§ Dataset excerpt:
++++++
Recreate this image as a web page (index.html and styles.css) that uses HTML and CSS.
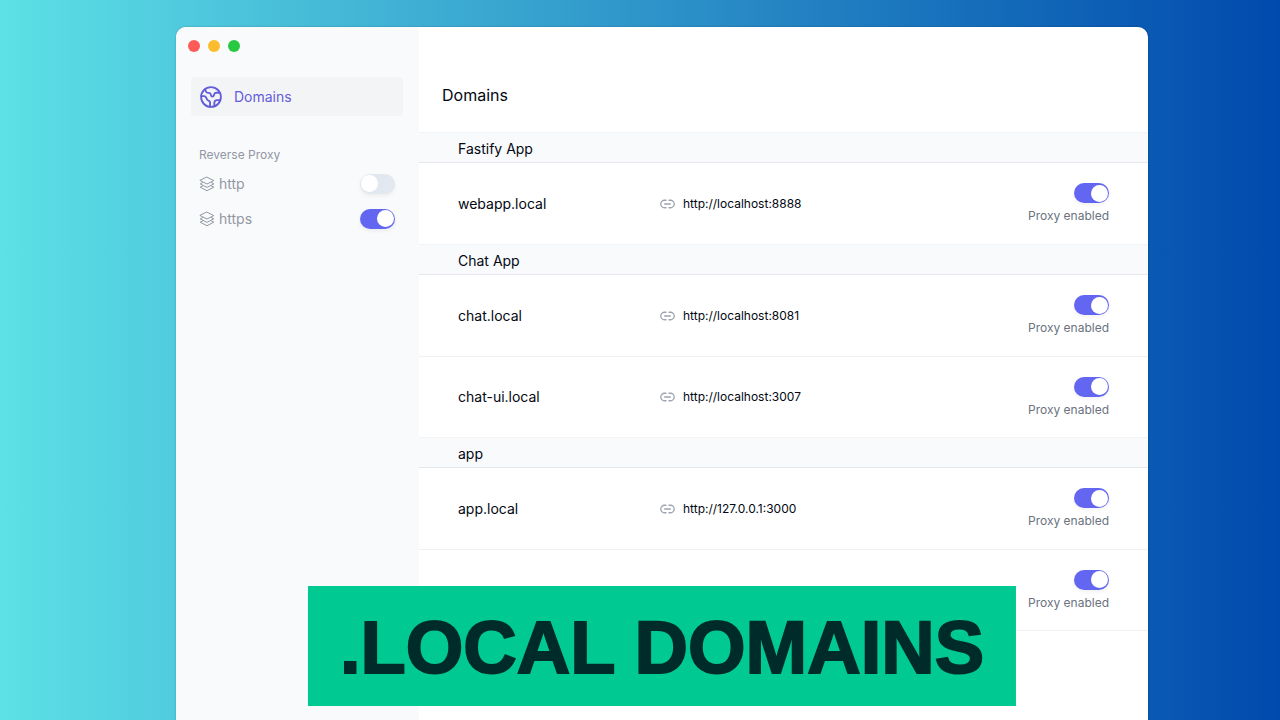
FILE: index.html
```
<!DOCTYPE html>
<html lang="en">
<head>
    <meta charset="UTF-8">
    <meta name="viewport" content="width=device-width, initial-scale=1.0">
    <title>Domains</title>
    <link rel="stylesheet" href="styles.css">
</head>
<body>

<!-- Shared icons -->
<svg class="sprite" aria-hidden="true">
    <symbol id="icon-layers" viewBox="0 0 16 16">
        <path d="M8 1.2 14.8 4.6 8 8 1.2 4.6Z"/>
        <path d="M3.6 6.6 1.2 7.9 8 11.4l6.8-3.5-2.4-1.3"/>
        <path d="M3.6 9.9 1.2 11.2 8 14.7l6.8-3.5-2.4-1.3"/>
    </symbol>
    <symbol id="icon-link" viewBox="0 0 16 10">
        <path d="M6.4 1H4.8a4 4 0 0 0 0 8h1.6M9.6 1h1.6a4 4 0 0 1 0 8H9.6M5 5h6"/>
    </symbol>
</svg>

<div class="window">
    <aside class="sidebar">
        <div class="traffic-lights">
            <span class="light light-close"></span>
            <span class="light light-minimize"></span>
            <span class="light light-zoom"></span>
        </div>

        <nav>
            <a class="nav-item" href="#domains">
                <svg class="globe-icon" viewBox="0 0 24 24" aria-hidden="true">
                    <circle cx="12" cy="12" r="10.8"/>
                    <path d="M1.4 11h3.2c1 0 1.6.5 2 1.4l.9 2c.3.7.8 1.1 1.5 1.4l.8.4c.8.4 1.2 1 1.2 1.9v4.5"/>
                    <path d="M5.4 3.6l1.2 2.6c.4.8 1 1.3 1.9 1.3h1.2c1 0 1.7.6 2 1.5l.3 1.2c.3 1.6 2.6 1.7 3.1.1l.5-1.5c.3-.9 1-1.4 1.9-1.4h4"/>
                    <path d="M15.6 22v-3.2c0-2.2 1-3.4 3-3.4h3.5"/>
                </svg>
                Domains
            </a>
        </nav>

        <section class="proxy-section">
            <h2 class="section-title">Reverse Proxy</h2>
            <div class="proxy-row">
                <label class="proxy-label" for="proxy-http"><svg class="layers-icon" aria-hidden="true"><use href="#icon-layers"/></svg>http</label>
                <input class="toggle" type="checkbox" id="proxy-http">
            </div>
            <div class="proxy-row">
                <label class="proxy-label" for="proxy-https"><svg class="layers-icon" aria-hidden="true"><use href="#icon-layers"/></svg>https</label>
                <input class="toggle" type="checkbox" id="proxy-https" checked>
            </div>
        </section>
    </aside>

    <main class="content" id="domains">
        <h1 class="page-title">Domains</h1>

        <section>
            <h2 class="group-title">Fastify App</h2>
            <div class="domain-row">
                <span class="domain-name">webapp.local</span>
                <a class="domain-url" href="http://localhost:8888"><svg class="link-icon" aria-hidden="true"><use href="#icon-link"/></svg>http://localhost:8888</a>
                <div class="domain-status">
                    <input class="toggle" type="checkbox" id="domain-webapp" checked>
                    <label for="domain-webapp">Proxy enabled</label>
                </div>
            </div>
        </section>

        <section>
            <h2 class="group-title">Chat App</h2>
            <div class="domain-row">
                <span class="domain-name">chat.local</span>
                <a class="domain-url" href="http://localhost:8081"><svg class="link-icon" aria-hidden="true"><use href="#icon-link"/></svg>http://localhost:8081</a>
                <div class="domain-status">
                    <input class="toggle" type="checkbox" id="domain-chat" checked>
                    <label for="domain-chat">Proxy enabled</label>
                </div>
            </div>
            <div class="domain-row">
                <span class="domain-name">chat-ui.local</span>
                <a class="domain-url" href="http://localhost:3007"><svg class="link-icon" aria-hidden="true"><use href="#icon-link"/></svg>http://localhost:3007</a>
                <div class="domain-status">
                    <input class="toggle" type="checkbox" id="domain-chat-ui" checked>
                    <label for="domain-chat-ui">Proxy enabled</label>
                </div>
            </div>
        </section>

        <section class="last-group">
            <h2 class="group-title">app</h2>
            <div class="domain-row">
                <span class="domain-name">app.local</span>
                <a class="domain-url" href="http://127.0.0.1:3000"><svg class="link-icon" aria-hidden="true"><use href="#icon-link"/></svg>http://127.0.0.1:3000</a>
                <div class="domain-status">
                    <input class="toggle" type="checkbox" id="domain-app" checked>
                    <label for="domain-app">Proxy enabled</label>
                </div>
            </div>
            <div class="domain-row">
                <div class="domain-status">
                    <input class="toggle" type="checkbox" id="domain-last" checked>
                    <label for="domain-last">Proxy enabled</label>
                </div>
            </div>
        </section>
    </main>

    <div class="caption">.LOCAL DOMAINS</div>
</div>

</body>
</html>
```
FILE: styles.css
```
* {
    box-sizing: border-box;
}

body {
    margin: 0;
    padding: 27px 132px 0 176px;
    min-height: 100vh;
    display: flex;
    font-family: Inter, "Liberation Sans", sans-serif;
    font-size: 14px;
    line-height: 20px;
    color: #030712;
    background: linear-gradient(90deg, #5de0e6, #004aad);
}

h1,
h2 {
    margin: 0;
    font-weight: 400;
}

a {
    color: inherit;
    text-decoration: none;
}

svg {
    flex: none;
    fill: none;
    stroke: currentColor;
    stroke-linecap: round;
    stroke-linejoin: round;
}

.sprite {
    position: absolute;
    width: 0;
    height: 0;
}

.window {
    position: relative;
    flex: 1;
    display: flex;
    background: #fff;
    border-radius: 10px 10px 0 0;
    overflow: hidden;
    box-shadow: 0 0 2px rgba(0, 0, 0, 0.3);
}

/* Sidebar */
.sidebar {
    flex: 0 0 243px;
    padding: 13px 16px 16px 15px;
    background: #f9fafc;
}

.traffic-lights {
    display: flex;
    gap: 8px;
    margin: 0 -3px 25px;
}

.light {
    width: 12px;
    height: 12px;
    border-radius: 50%;
}

.light-close {
    background: #fc5b57;
}

.light-minimize {
    background: #fdbc2e;
}

.light-zoom {
    background: #28c840;
}

.nav-item {
    display: flex;
    align-items: center;
    gap: 12px;
    height: 39px;
    padding: 0 9px;
    border-radius: 4px;
    color: #635cdb;
    background: #f3f4f6;
}

.globe-icon {
    width: 22px;
    height: 22px;
    stroke-width: 2;
}

.proxy-section {
    padding: 29px 8px 0;
}

.section-title {
    margin-bottom: 1px;
    font-size: 12px;
    color: #9197a3;
}

.proxy-row {
    display: flex;
    align-items: center;
    justify-content: space-between;
    height: 35px;
}

.proxy-label {
    display: flex;
    align-items: center;
    gap: 4px;
    color: #9197a3;
}

.layers-icon {
    width: 16px;
    height: 16px;
}

/* Toggle switch */
.toggle {
    appearance: none;
    display: flex;
    align-items: center;
    width: 35px;
    height: 20px;
    margin: 0;
    padding: 0 1px;
    border-radius: 10px;
    background: #e2e8f0;
    box-shadow: 0 2px 4px rgba(0, 0, 0, 0.06);
    cursor: pointer;
}

.toggle::before {
    content: "";
    width: 17px;
    height: 17px;
    border-radius: 50%;
    background: #fff;
}

.toggle:checked {
    justify-content: flex-end;
    background: #6366f1;
}

/* Domain list */
.content {
    flex: 1;
}

.page-title {
    padding: 56px 23px 25px;
    font-size: 16px;
    line-height: 24px;
}

.group-title {
    height: 31px;
    padding: 0 39px;
    font-size: 14px;
    line-height: 32px;
    background: #f9fafc;
    border-top: 1px solid #f3f4f6;
    border-bottom: 1px solid #e5e7eb;
}

.domain-row {
    display: flex;
    align-items: center;
    height: 81px;
    padding: 0 39px;
}

.domain-row + .domain-row {
    border-top: 1px solid #f0f1f3;
}

.last-group {
    border-bottom: 1px solid #f0f1f3;
}

.domain-name {
    flex: 0 0 202px;
}

.domain-url {
    display: flex;
    align-items: center;
    gap: 8px;
    font-size: 12px;
}

.link-icon {
    width: 15px;
    height: 10px;
    stroke-width: 1.4;
    color: #9ca3af;
}

.domain-status {
    display: flex;
    flex-direction: column;
    align-items: flex-end;
    gap: 5px;
    margin-left: auto;
    font-size: 12px;
    line-height: 16px;
    color: #6b7280;
}

/* Title strip over the window */
.caption {
    position: absolute;
    left: 50%;
    bottom: 14px;
    transform: translateX(-50%);
    padding: 4px 32px 0;
    font-family: "Liberation Sans", Arial, sans-serif;
    font-size: 74px;
    line-height: 116px;
    font-weight: 700;
    white-space: nowrap;
    color: #002b2b;
    background: #00ca92;
    -webkit-text-stroke: 2px #002b2b;
}
```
++++++
Copy every line that contains the string "page".

§ Answer below:
Recreate this image as a web page (index.html and styles.css) that uses HTML and CSS.
        <h1 class="page-title">Domains</h1>
.page-title {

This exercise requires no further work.